Aurora and Jim are purposely written as being from very different cultures and classes: Aurora is a writer, the daughter of a famous writer, a “gold class” passenger with all the luxuries and amenities. Jim is a mechanic who bought his passage on the Avalon partly by promising to work for the corporation that operates it — which, by the way, raises another massive set of interesting futuristic ethical quandaries — and yet this disparity is basically ignored entirely by the film. Why bother, exactly?
When Jim’s treachery is revealed, another set of interesting questions is raised: If you discovered you’d been sleeping with the person who in essence took your life from you, what would you do? If he was the only person alive, how would you respond?
The answer Passengers gives reads like a fantasy of Stockholm syndrome, in which the captured eventually identifies and even loves the captor. We are, somehow, supposed to sympathize with Jim, and wish for him to win back Aurora’s heart. The lengths to which the movie goes to ensure that we’ll cheer for this are remarkably manipulative; every time Passengers seems as if it’s about to do something subversive, it falls back on pure, stinky cheese.

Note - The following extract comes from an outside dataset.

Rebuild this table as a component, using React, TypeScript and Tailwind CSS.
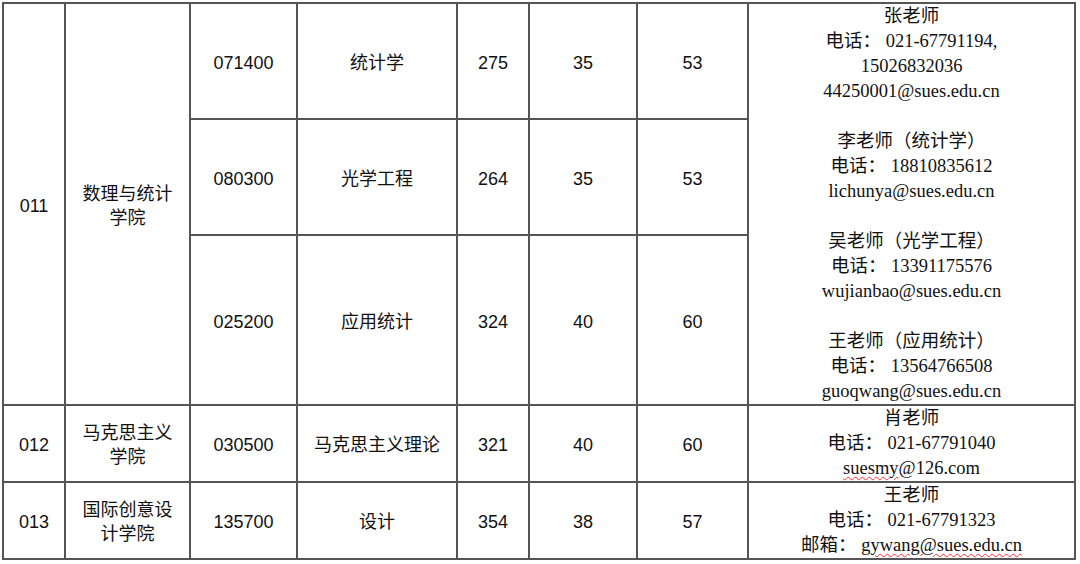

Curiously, it’s not till the very end of the film that Passengers acknowledges the fact that it’s not just Aurora and Jim’s lives that are at stake on the Avalon. The pair must, of course, consider the lives of the 5,000 other people hibernating on the ship. But instead, Passengers wants us to believe that what’s really at stake here is a romance between two people, one of whom isn’t all that far from being a prisoner.
What happened here? Who thought this was a clever story instead of a really disturbing wish fulfillment fantasy?
It’s a shame, because Passengers starts out well. Robinson Crusoe in space isn’t a bad idea. Even lonely-guy-wakes-up-girl in space isn’t a terrible notion, if the story has the simple bravery to actually confront the implications, instead of wallpapering over them and hoping nobody will notice. Passengers masquerades as a heartwarming story about the power of love — in space — but it doesn’t have a single fully formed thought rattling around in its glossy, sexy, inadvertently creepy head.
Passengers opens in theaters on December 21.